Se cuenta que un grupo de italianos, ya dispuestos para ir
al frente en la Primera Guerra Mundial, se encontraron con el tenor en la calle
y le dijeron que eran pobres, que nunca habían podido permitirse ir al teatro
para oírle cantar y que no querían marchar a la guerra sin haber tenido el
honor de escuchar la voz de su famoso compatriota. A tal efecto habían reunido
entre todos doscientos dólares y le pedían por favor que, aun siendo
conscientes de que era poco dinero el que le ofrecían, les cantase una sola
canción. Caruso, profundamente emocionado, rechazó los doscientos dólares de
los soldados y estuvo toda la noche cantando para ellos en privado, lo mejor de
su repertorio.
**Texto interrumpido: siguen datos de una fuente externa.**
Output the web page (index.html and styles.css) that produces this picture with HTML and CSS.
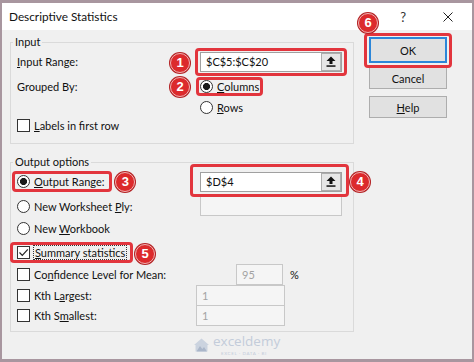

El tenor solía decir: «Bisogna soffrire per essere grande» o lo
que es lo mismo «Para alcanzar la grandeza es necesario sufrir».
Se cuenta que siendo ya famosísimo, en una época en la que
sus representaciones en Nueva York se contaban por éxitos (llegó a dar 863
representaciones en el Metropolitan) y mucha gente quedaba en la calle sin
poder acceder, se presentó en un banco al objeto de cobrar un cheque por una
importante suma. El empleado del banco le pidió que se
identificara con algún documento y Caruso, que no llevaba ninguna documentación
encima, alegó ser una persona conocida, que era Enrico Caruso, que todos sabían
quién era. El empleado, muy metido en su papel, le dijo que no podía hacer
nada, que necesitaba algún documento que diera certeza de su identidad. A
Caruso no se le ocurrió otra cosa que ponerse a cantar, como buen napolitano
que era, el O sole mio. El revuelo que se armó en torno suyo, de
aplausos y reconocimientos, fue monumental y así, el empleado del banco,
satisfecho con su voz como documento de identidad, le abonó el cheque de
marras.
En otra ocasión se cuenta que tenía Caruso una cuadrilla de albañiles en su casa haciendo reparaciones y, como era habitual, el tenor no paraba de cantar arias ejercitando su voz. Llegó un momento en el que se le acercó el encargado de los trabajadores y le preguntó a Caruso que si deseaba que terminasen pronto los trabajos, a lo que el tenor contestó evidentemente que sí. Entonces el encargado le pidió por favor que en tal caso dejase de cantar. Caruso, sorprendido, preguntó que cuál era la razón por la que debía dejar de cantar en su propia casa. El encargado le contestó que cada vez que comenzaba un aria, los obreros paraban su faena para escucharlo embobados y no la reanudaban mientras estuviera cantando, y así no terminarían nunca. Caruso comentaba que esta sencilla anécdota le supo mejor que muchos aplausos en grandes teatros.